Not once, but twice in Serie A this season, Balotelli has been the victim of racist abuse from the stands – once in Verona, and once in Rome, against Lazio.
Against Hellas Verona, Balotelli punted the ball into the area of the ground where he had heard the abuse, and had to be pleaded with by team-mates and opposition players to remain on the pitch.
At least, during the delay, his fellow professionals showed their support. The same could not be said for the club's fans, or owner.
Astonishingly, supporters branded their own centre forward 'arrogant' for his protests, while Cellino attempted to play down the situation with a racially-charged joke.
Such was the extent of Balotelli's disillusionment with situation that his aptitude in training evaporated, boss Fabio Grosso sending him home from one session after just an hour.
All of it has served only to underline that fact that this is a club where Super Mario no longer feels at home.

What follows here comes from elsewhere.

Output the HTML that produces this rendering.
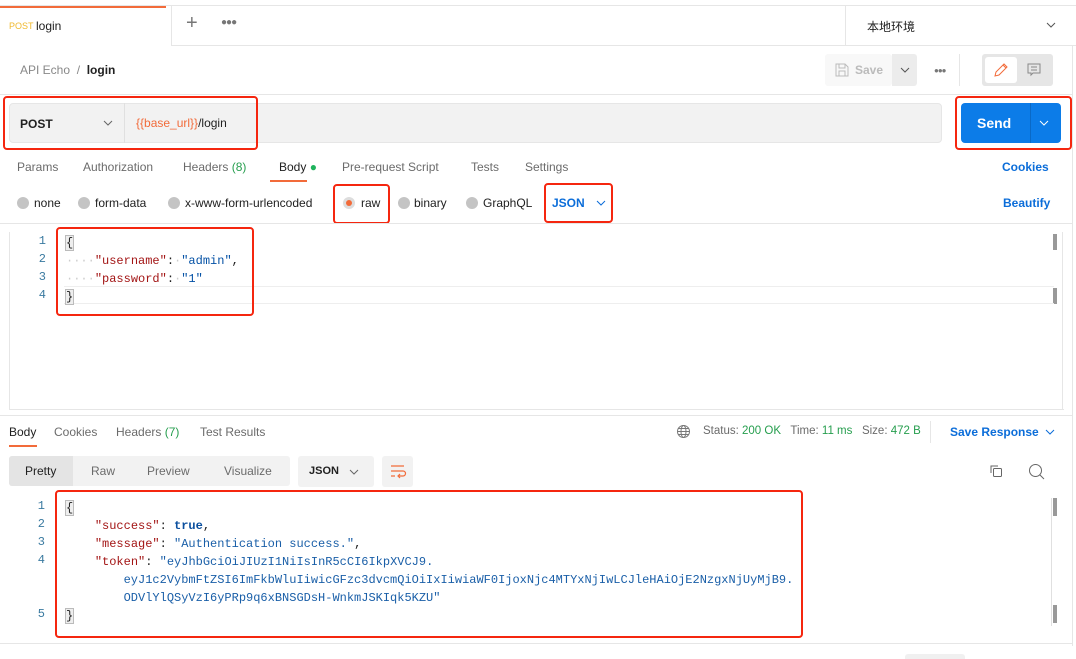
<!DOCTYPE html>
<html><head><meta charset="utf-8"><style>
*{box-sizing:border-box;margin:0;padding:0}
body{width:1076px;height:659px;overflow:hidden;background:#fff;font-family:"Liberation Sans","Noto Sans CJK SC",sans-serif;font-size:12px;color:#212121;position:relative}
.a{position:absolute}
.red{position:absolute;border:2px solid #f5260f;border-radius:4px}
.mono{font-family:"Liberation Mono",monospace;font-size:12px;white-space:pre}
.g{color:#6b6b6b}
.blue{color:#0b6dd9;font-weight:bold}
.radio{position:absolute;width:12px;height:12px;border-radius:50%;background:#c4c4c4;top:197px}
.ln{position:absolute;width:40px;text-align:right;color:#3a7aa0;font-family:"Liberation Mono",monospace;font-size:12px}
.k{color:#a31515}.s{color:#0451a5}.s2{color:#1a5fa8}
</style></head><body>
<div class="a" style="left:0;top:5px;width:1076px;height:1px;background:#e6e6e6"></div>
<div class="a" style="left:0;top:45px;width:1076px;height:1px;background:#e6e6e6"></div>
<div class="a" style="left:0;top:6px;width:166px;height:2px;background:#f26b3a"></div>
<div class="a" style="left:171px;top:6px;width:1px;height:39px;background:#e6e6e6"></div>
<div class="a" style="left:0;top:8px;width:171px;height:38px;background:#fff"></div>
<div class="a" style="left:9px;top:21px;font-size:9px;color:#f0b92d">POST</div>
<div class="a" style="left:36px;top:19px;font-size:12px">login</div>
<div class="a" style="left:186px;top:12px;font-size:20px;color:#777;font-weight:300">+</div>
<div class="a" style="left:221px;top:17px;font-size:10px;color:#777;letter-spacing:-1px">●●●</div>
<div class="a" style="left:845px;top:6px;width:1px;height:39px;background:#e6e6e6"></div>
<div class="a" style="left:867px;top:18px;font-size:12px">本地环境</div>
<svg class="a" style="left:1045px;top:21px" width="12" height="8"><path d="M2 2l4 4 4-4" stroke="#555" fill="none"/></svg>
<div class="a" style="left:1072px;top:46px;width:1px;height:600px;background:#e6e6e6"></div>
<div class="a" style="left:20px;top:63px;font-size:12px;color:#888">API Echo&nbsp; /&nbsp; <b style="color:#212121">login</b></div>
<div class="a" style="left:825px;top:54px;width:67px;height:32px;background:#f8f8f8;border-radius:3px"></div>
<svg class="a" style="left:834px;top:62px" width="16" height="16"><path d="M2 2h9l3 3v9H2z M5 2v4h6V2 M5 14v-5h6v5" stroke="#bbb" fill="none"/></svg>
<div class="a" style="left:855px;top:63px;font-size:12px;color:#bbb;font-weight:bold">Save</div>
<div class="a" style="left:892px;top:54px;width:25px;height:32px;background:#ececec;border-radius:0 3px 3px 0"></div>
<svg class="a" style="left:899px;top:66px" width="12" height="8"><path d="M2 2l4 4 4-4" stroke="#555" fill="none"/></svg>
<div class="a" style="left:934px;top:66px;font-size:8px;color:#777;letter-spacing:-1px">●●●</div>
<div class="a" style="left:959px;top:54px;width:1px;height:32px;background:#e6e6e6"></div>
<div class="a" style="left:982px;top:54px;width:71px;height:32px;background:#e6e6e6;border-radius:3px"></div>
<div class="a" style="left:985px;top:57px;width:32px;height:26px;background:#fff;border-radius:3px"></div>
<svg class="a" style="left:992px;top:61px" width="18" height="18"><path d="M3 15l1-4 8-8 3 3-8 8z M11 4l3 3" stroke="#f26b3a" fill="none"/></svg>
<svg class="a" style="left:1026px;top:62px" width="16" height="16"><path d="M2 2h12v9H7l-2 2v-2H2z M5 5h6 M5 8h6" stroke="#888" fill="none"/></svg>
<div class="a" style="left:0;top:94px;width:1072px;height:1px;background:#e6e6e6"></div>
<div class="a" style="left:9px;top:103px;width:933px;height:40px;background:#f2f2f2;border:1px solid #e6e6e6;border-radius:4px"></div>
<div class="a" style="left:124px;top:103px;width:1px;height:40px;background:#e0e0e0"></div>
<div class="a" style="left:20px;top:117px;font-weight:bold;font-size:12px">POST</div>
<svg class="a" style="left:102px;top:119px" width="12" height="8"><path d="M2 2l4 4 4-4" stroke="#666" fill="none"/></svg>
<div class="a" style="left:136px;top:116px;font-size:12px"><span style="color:#f26b3a">{{base_url}}</span>/login</div>
<div class="a" style="left:961px;top:103px;width:100px;height:40px;background:#0c7ce8;border-radius:4px"></div>
<div class="a" style="left:1030px;top:103px;width:1px;height:40px;background:#0a69c6"></div>
<div class="a" style="left:977px;top:115px;font-size:14px;color:#fff;font-weight:bold">Send</div>
<svg class="a" style="left:1038px;top:119px" width="12" height="8"><path d="M2 2l4 4 4-4" stroke="#fff" fill="none"/></svg>
<div class="red" style="left:3px;top:96px;width:255px;height:54px"></div>
<div class="red" style="left:955px;top:96px;width:117px;height:54px"></div>
<div class="a g" style="left:17px;top:160px;font-size:12px">Params</div>
<div class="a g" style="left:83px;top:160px;font-size:12px">Authorization</div>
<div class="a g" style="left:183px;top:160px;font-size:12px">Headers <span style="color:#269e4e">(8)</span></div>
<div class="a" style="left:279px;top:160px;font-size:12px">Body <span style="color:#1fb35c">●</span></div>
<div class="a" style="left:270px;top:180px;width:37px;height:2px;background:#f26b3a"></div>
<div class="a g" style="left:342px;top:160px;font-size:12px">Pre-request Script</div>
<div class="a g" style="left:471px;top:160px;font-size:12px">Tests</div>
<div class="a g" style="left:525px;top:160px;font-size:12px">Settings</div>
<div class="a blue" style="left:1002px;top:160px;font-size:12px">Cookies</div>
<div class="radio" style="left:17px"></div><div class="a" style="left:34px;top:196px">none</div>
<div class="radio" style="left:78px"></div><div class="a" style="left:95px;top:196px">form-data</div>
<div class="radio" style="left:168px"></div><div class="a" style="left:185px;top:196px">x-www-form-urlencoded</div>
<div class="radio" style="left:343px;background:#ddd"><div style="margin:3px;width:6px;height:6px;border-radius:50%;background:#f26b3a"></div></div><div class="a" style="left:361px;top:196px">raw</div>
<div class="radio" style="left:398px"></div><div class="a" style="left:414px;top:196px">binary</div>
<div class="radio" style="left:466px"></div><div class="a" style="left:483px;top:196px">GraphQL</div>
<div class="a blue" style="left:552px;top:196px">JSON</div>
<svg class="a" style="left:595px;top:199px" width="12" height="8"><path d="M2 2l4 4 4-4" stroke="#0b6dd9" fill="none"/></svg>
<div class="a blue" style="left:1003px;top:196px">Beautify</div>
<div class="red" style="left:333px;top:184px;width:57px;height:40px"></div>
<div class="red" style="left:544px;top:183px;width:69px;height:40px"></div>
<div class="a" style="left:0;top:223px;width:1072px;height:1px;background:#e6e6e6"></div>
<div class="a" style="left:9px;top:232px;width:1px;height:178px;background:#e6e6e6"></div>
<div class="a" style="left:9px;top:409px;width:1055px;height:1px;background:#e6e6e6"></div>
<div class="a" style="left:1062px;top:232px;width:1px;height:178px;background:#e6e6e6"></div>
<div class="a" style="left:1053px;top:234px;width:4px;height:16px;background:#999"></div>
<div class="a" style="left:1053px;top:288px;width:4px;height:16px;background:#999"></div>
<div class="a" style="left:64px;top:286px;width:990px;height:18px;border-top:1px solid #eee;border-bottom:1px solid #eee"></div>
<div class="ln" style="left:6px;top:234px">1</div>
<div class="ln" style="left:6px;top:252px">2</div>
<div class="ln" style="left:6px;top:270px">3</div>
<div class="ln" style="left:6px;top:288px">4</div>
<div class="a mono" style="left:66px;top:234px;line-height:18px"><span style="background:#eee;outline:1px solid #bbb">{</span>
<span style="color:#ccc">····</span><span class="k">"username"</span>:<span style="color:#ccc">·</span><span class="s">"admin"</span>,
<span style="color:#ccc">····</span><span class="k">"password"</span>:<span style="color:#ccc">·</span><span class="s">"1"</span>
<span style="background:#eee;outline:1px solid #bbb">}</span></div>
<div class="red" style="left:56px;top:227px;width:198px;height:89px"></div>
<div class="a" style="left:0;top:415px;width:1072px;height:1px;background:#e6e6e6"></div>
<div class="a" style="left:9px;top:425px">Body</div>
<div class="a" style="left:9px;top:445px;width:28px;height:2px;background:#f26b3a"></div>
<div class="a g" style="left:54px;top:425px">Cookies</div>
<div class="a g" style="left:116px;top:425px">Headers <span style="color:#269e4e">(7)</span></div>
<div class="a g" style="left:200px;top:425px">Test Results</div>
<svg class="a" style="left:676px;top:424px" width="15" height="15"><circle cx="7.5" cy="7.5" r="6" stroke="#777" fill="none"/><ellipse cx="7.5" cy="7.5" rx="2.5" ry="6" stroke="#777" fill="none"/><path d="M1.5 7.5h12M2.5 4.5h10M2.5 10.5h10" stroke="#777"/></svg>
<div class="a g" style="left:703px;top:425px;font-size:11.5px">Status: <span style="color:#269e4e">200 OK</span>&nbsp;&nbsp; Time: <span style="color:#269e4e">11 ms</span>&nbsp;&nbsp; Size: <span style="color:#269e4e">472 B</span></div>
<div class="a" style="left:930px;top:421px;width:1px;height:22px;background:#e6e6e6"></div>
<div class="a blue" style="left:950px;top:425px">Save Response</div>
<svg class="a" style="left:1044px;top:428px" width="12" height="8"><path d="M2 2l4 4 4-4" stroke="#0b6dd9" fill="none"/></svg>
<div class="a" style="left:9px;top:456px;width:281px;height:30px;background:#f2f2f2;border-radius:3px"></div>
<div class="a" style="left:9px;top:456px;width:64px;height:30px;background:#e4e4e4;border-radius:3px 0 0 3px"></div>
<div class="a" style="left:25px;top:464px">Pretty</div>
<div class="a g" style="left:91px;top:464px">Raw</div>
<div class="a g" style="left:147px;top:464px">Preview</div>
<div class="a g" style="left:224px;top:464px">Visualize</div>
<div class="a" style="left:298px;top:456px;width:76px;height:31px;background:#f2f2f2;border-radius:3px"></div>
<div class="a" style="left:309px;top:465px;font-size:11px;font-weight:bold">JSON</div>
<svg class="a" style="left:348px;top:468px" width="12" height="8"><path d="M2 2l4 4 4-4" stroke="#666" fill="none"/></svg>
<div class="a" style="left:382px;top:456px;width:31px;height:31px;background:#f2f2f2;border-radius:3px"></div>
<svg class="a" style="left:389px;top:463px" width="18" height="16"><path d="M2 3h13 M2 8h12a2.5 2.5 0 0 1 0 5h-4 M11 11l-2 2 2 2 M2 13h4" stroke="#f26b3a" fill="none" stroke-width="1.2"/></svg>
<svg class="a" style="left:988px;top:463px" width="16" height="16"><path d="M3 10V3h7" stroke="#666" fill="none"/><rect x="5.5" y="5.5" width="8" height="8" rx="1" stroke="#666" fill="none"/></svg>
<svg class="a" style="left:1028px;top:463px" width="18" height="18"><circle cx="7.5" cy="7.5" r="6" stroke="#666" fill="none"/><path d="M12 12l4 4" stroke="#666"/></svg>
<div class="a" style="left:1051px;top:498px;width:1px;height:128px;background:#e0e0e0"></div>
<div class="a" style="left:1053px;top:498px;width:4px;height:18px;background:#999"></div>
<div class="a" style="left:1053px;top:605px;width:4px;height:18px;background:#999"></div>
<div class="ln" style="left:5px;top:499px">1</div>
<div class="ln" style="left:5px;top:517px">2</div>
<div class="ln" style="left:5px;top:535px">3</div>
<div class="ln" style="left:5px;top:553px">4</div>
<div class="ln" style="left:5px;top:607px">5</div>
<div class="a mono" style="left:66px;top:499px;line-height:18px"><span style="background:#eee;outline:1px solid #bbb">{</span>
    <span class="k">"success"</span>: <b style="color:#0b4f9e">true</b>,
    <span class="k">"message"</span>: <span class="s2">"Authentication success."</span>,
    <span class="k">"token"</span>: <span class="s2">"eyJhbGciOiJIUzI1NiIsInR5cCI6IkpXVCJ9.</span>
<span class="s2">        eyJ1c2VybmFtZSI6ImFkbWluIiwicGFzc3dvcmQiOiIxIiwiaWF0IjoxNjc4MTYxNjIwLCJleHAiOjE2NzgxNjUyMjB9.</span>
<span class="s2">        ODVlYlQSyVzI6yPRp9q6xBNSGDsH-WnkmJSKIqk5KZU"</span>
<span style="background:#eee;outline:1px solid #bbb">}</span></div>
<div class="red" style="left:55px;top:490px;width:748px;height:148px"></div>
<div class="a" style="left:0;top:643px;width:1072px;height:1px;background:#e6e6e6"></div>
<div class="a" style="left:905px;top:654px;width:60px;height:5px;background:#f0f0f0;border-radius:3px 3px 0 0"></div>
</body></html>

He is in search, once again of a new project.
While his stats in Italy's top flight this season were not particularly eye-catching – he managed just five goals for the side rooted to the bottom of the table – he has proved himself time and again to have the ability.
That point was recently forced home by his former Liverpool boss Brendan Rodgers.
At fewer clubs has Balotelli failed to hit the heights his talent promised so spectacularly than at Anfield.
His goalscoring record in the Premier League amassed to one solitary strike against Tottenham, before he was shipped out on loan to Milan the following season and then on to Nice for nothing when his contract expired.
Despite his dismal spell on Merseyside, Rodgers was keen to stress the player's obvious gift.
'It was pretty clear to see that, strikers I've always worked with, Mario Balotelli didn't fit my style. But one thing I will say about Mario is that he has all the talent, and he genuinely has,' he told the Beautiful Game Podcast.
'He should be one of the top three strikers in world football. He has everything. It's the difference between talent and working talent. It was just unfortunate he'd come in when Luis [Suarez] had left.'
While his ability in front of goal is undoubted, there remain questions over his attitude. Questions that have seen bigger clubs swerve the opportunity to take a chance on him over the last few years.
Napoli were linked with the striker earlier this season, but by and large, the names linked with the Italian are becoming more obscure.
No longer is Balotelli a name linked with Champions League clubs across Europe. Instead, back waters and far-flung destinations appear the limited options available to the player represented by super-agent Mino Raiola.
In Europe, it is clubs in the Turkish Superlig that are still willing to take a chance on one of football's greatest enigmas – with failure to establish himself in England, Italy or France not enough to yet put off the likes of Galatasaray.
There are option in the MLS, too. Clubs in the US have always been open to luring big names across the pond, and Balotelli would signify a major coup for any club, especially for an international still the right side of 30.
Toronto FC have been linked with him, but they will not be the only ones.
There is also interest in Brazil. It was thought that Flamengo were on the cusp of luring the forward to South America before the opportunity arose last summer for Balotelli to move back home.
There is a chance the reigning Copa Libatadores champions could be back in for him, while Vasco de Gama have also been credited with an interest.
With Raiola in charge of plotting his future, Balotelli will certainly not be short of options.
One thing is for certain however, he won't be staying put.